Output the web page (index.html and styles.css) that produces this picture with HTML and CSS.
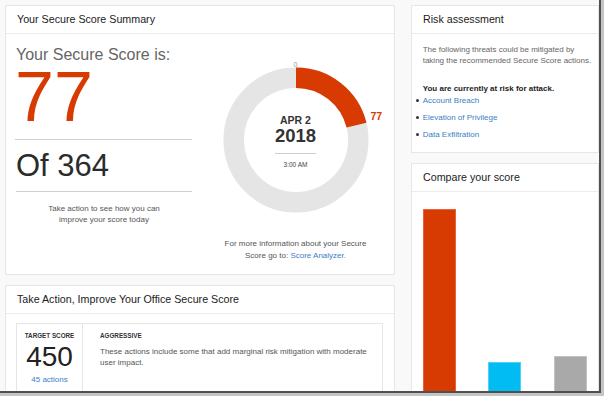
FILE: index.html
```html
<!DOCTYPE html>
<html>
<head>
<meta charset="utf-8">
<link rel="stylesheet" href="styles.css">
</head>
<body>
<div class="frame">
  <div class="col-left">
    <section class="card summary">
      <div class="card-head">Your Secure Score Summary</div>
      <div class="summary-body">
        <div class="score-col">
          <div class="score-label">Your Secure Score is:</div>
          <div class="score-value">77</div>
          <div class="score-of">Of 364</div>
          <div class="score-note">Take action to see how you can<br>improve your score today</div>
        </div>
        <div class="chart-col">
          <div class="donut">
            <svg class="donut-svg" width="190" height="180" viewBox="0 0 190 180">
              <circle cx="95" cy="100" r="62.3" fill="none" stroke="#e5e5e5" stroke-width="20.5"/>
              <path d="M95 37.7 A62.3 62.3 0 0 1 155.5 85.1" fill="none" stroke="#d83b01" stroke-width="20.5"/>
              <text x="94.5" y="26.5" text-anchor="middle" class="lbl-zero">0</text>
              <text x="169.5" y="80" class="lbl-val">77</text>
            </svg>
            <div class="donut-center">
              <div class="d-month">APR 2</div>
              <div class="d-year">2018</div>
              <div class="d-rule"></div>
              <div class="d-time">3:00 AM</div>
            </div>
          </div>
          <div class="more-info">For more information about your Secure<br>Score go to: <a class="link">Score Analyzer.</a></div>
        </div>
      </div>
    </section>
    <section class="card action">
      <div class="card-head">Take Action, Improve Your Office Secure Score</div>
      <div class="action-box">
        <div class="target">
          <div class="target-label">TARGET SCORE</div>
          <div class="target-value">450</div>
          <a class="link target-link">45 actions</a>
        </div>
        <div class="target-desc">
          <div class="desc-title">AGGRESSIVE</div>
          <div class="desc-text">These actions include some that add marginal risk mitigation with moderate<br>user impact.</div>
        </div>
      </div>
    </section>
  </div>
  <div class="col-right">
    <section class="card risk">
      <div class="card-head">Risk assessment</div>
      <div class="risk-body">
        <p class="risk-intro">The following threats could be mitigated by<br>taking the recommended Secure Score actions.</p>
        <p class="risk-alert">You are currently at risk for attack.</p>
        <ul class="risk-list">
          <li><a class="link">Account Breach</a></li>
          <li><a class="link">Elevation of Privilege</a></li>
          <li><a class="link">Data Exfiltration</a></li>
        </ul>
      </div>
    </section>
    <section class="card compare">
      <div class="card-head">Compare your score</div>
      <div class="bars">
        <div class="bar bar-you" style="height:186px"></div>
        <div class="bar bar-avg" style="height:33px"></div>
        <div class="bar bar-other" style="height:39px"></div>
      </div>
    </section>
  </div>
</div>
</body>
</html>
```

FILE: styles.css
```css
html, body {
  margin: 0;
  padding: 0;
}
body {
  background: #c4c4c4;
  font-family: "Liberation Sans", Arial, sans-serif;
  color: #333;
  width: 604px;
  height: 396px;
  overflow: hidden;
}
.frame {
  width: 594px;
  height: 386px;
  background: #f9f9f9;
  border-right: 2px solid #505050;
  border-bottom: 2px solid #505050;
  overflow: hidden;
  display: flex;
  padding: 5px 0 0 5px;
  box-sizing: content-box;
  gap: 16px;
}
.col-left {
  width: 390px;
  display: flex;
  flex-direction: column;
  gap: 10px;
  flex-shrink: 0;
}
.col-right {
  width: 188px;
  display: flex;
  flex-direction: column;
  gap: 10px;
  flex-shrink: 0;
}
.card {
  background: #fff;
  border: 1px solid #e6e6e6;
  box-sizing: border-box;
  flex-shrink: 0;
}
.card-head {
  height: 27px;
  line-height: 27px;
  border-bottom: 1px solid #ececec;
  padding-left: 11px;
  font-size: 10.7px;
  color: #222;
}
.summary {
  height: 270px;
}
.summary-body {
  display: flex;
}
.score-col {
  margin-left: 10px;
  width: 176px;
  flex-shrink: 0;
}
.score-label {
  margin-top: 10.5px;
  font-size: 16px;
  line-height: 20px;
  color: #666;
}
.score-value {
  font-size: 70px;
  line-height: 64px;
  color: #d83b01;
  margin-left: -1px;
  padding-bottom: 10px;
  border-bottom: 1px solid #cfcfcf;
}
.score-of {
  margin-top: 8px;
  font-size: 31px;
  line-height: 36px;
  color: #2b2b2b;
  padding-bottom: 7px;
  border-bottom: 1px solid #cfcfcf;
}
.score-note {
  margin-top: 11px;
  font-size: 8px;
  line-height: 11.5px;
  color: #555;
  text-align: center;
}
.chart-col {
  flex: 1;
  min-width: 0;
  padding-left: 5px;
  display: flex;
  flex-direction: column;
  align-items: center;
}
.donut {
  position: relative;
  width: 190px;
  height: 180px;
  margin-top: 6px;
}
.donut-svg {
  display: block;
}
.lbl-zero {
  font-family: "Liberation Sans", Arial, sans-serif;
  font-size: 7px;
  fill: #999;
}
.lbl-val {
  font-family: "Liberation Sans", Arial, sans-serif;
  font-size: 10.5px;
  font-weight: bold;
  fill: #d83b01;
}
.donut-center {
  position: absolute;
  top: 74px;
  left: 0;
  right: 0;
  display: flex;
  flex-direction: column;
  align-items: center;
  color: #333;
}
.d-month {
  font-size: 10.5px;
  line-height: 12px;
  font-weight: bold;
}
.d-year {
  font-size: 18.5px;
  line-height: 20px;
  font-weight: bold;
}
.d-rule {
  width: 41px;
  margin-top: 7.4px;
  border-top: 1px solid #cfcfcf;
}
.d-time {
  margin-top: 6.7px;
  font-size: 6.5px;
  line-height: 8px;
  color: #444;
}
.more-info {
  margin-top: 18px;
  font-size: 8px;
  line-height: 12px;
  color: #555;
  text-align: center;
  white-space: nowrap;
}
.link {
  color: #3a80c6;
  text-decoration: none;
}
.action {
  height: 140px;
}
.action-box {
  margin: 8.5px 11px 0 10px;
  border: 1px solid #e6e6e6;
  display: flex;
  height: 120px;
}
.target {
  width: 65px;
  border-right: 1px solid #e6e6e6;
  display: flex;
  flex-direction: column;
  align-items: center;
  padding-top: 8px;
}
.target-label {
  font-size: 6.3px;
  line-height: 8px;
  font-weight: bold;
  color: #333;
}
.target-value {
  margin-top: 2px;
  font-size: 28px;
  line-height: 30px;
  color: #222;
}
.target-link {
  margin-top: 3px;
  font-size: 8px;
  line-height: 10px;
}
.target-desc {
  padding: 8px 0 0 17px;
}
.desc-title {
  font-size: 6.3px;
  line-height: 8px;
  font-weight: bold;
  color: #333;
}
.desc-text {
  margin-top: 6.5px;
  font-size: 8px;
  line-height: 11px;
  color: #555;
}
.risk {
  height: 148px;
}
.risk-body {
  padding: 9.5px 0 0 10.7px;
}
.risk-intro {
  margin: 0;
  font-size: 8px;
  line-height: 11px;
  color: #666;
}
.risk-alert {
  margin: 17px 0 0 0;
  font-size: 8px;
  line-height: 11px;
  font-weight: bold;
  color: #222;
}
.risk-list {
  list-style: none;
  margin: 1.7px 0 0 0;
  padding: 0;
}
.risk-list li {
  display: flex;
  align-items: center;
  font-size: 8px;
  line-height: 11px;
  margin-bottom: 5.7px;
}
.risk-list li::before {
  content: "";
  width: 3px;
  height: 3px;
  border-radius: 50%;
  background: #333;
  margin-left: -7px;
  margin-right: 4px;
}
.compare {
  height: 240px;
}
.bars {
  height: 203px;
  display: flex;
  align-items: flex-end;
  padding-left: 10.7px;
  gap: 32.5px;
}
.bar {
  width: 33px;
  box-sizing: border-box;
}
.bar-you {
  background: #d83b01;
  border: 1px solid #e8623a;
}
.bar-avg {
  background: #00bcf2;
  border: 1px solid #4fd0f5;
}
.bar-other {
  background: #a9a9a9;
  border: 1px solid #c2c2c2;
}
```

__________________________________________________

* **WHAT IS EXPECTED**
Which lines hold the word "that"? Copy every one of them.

* **RESULT FOR THIS EXERCISE**
Output the web page (index.html and styles.css) that produces this picture with HTML and CSS.
          <div class="desc-text">These actions include some that add marginal risk mitigation with moderate<br>user impact.</div>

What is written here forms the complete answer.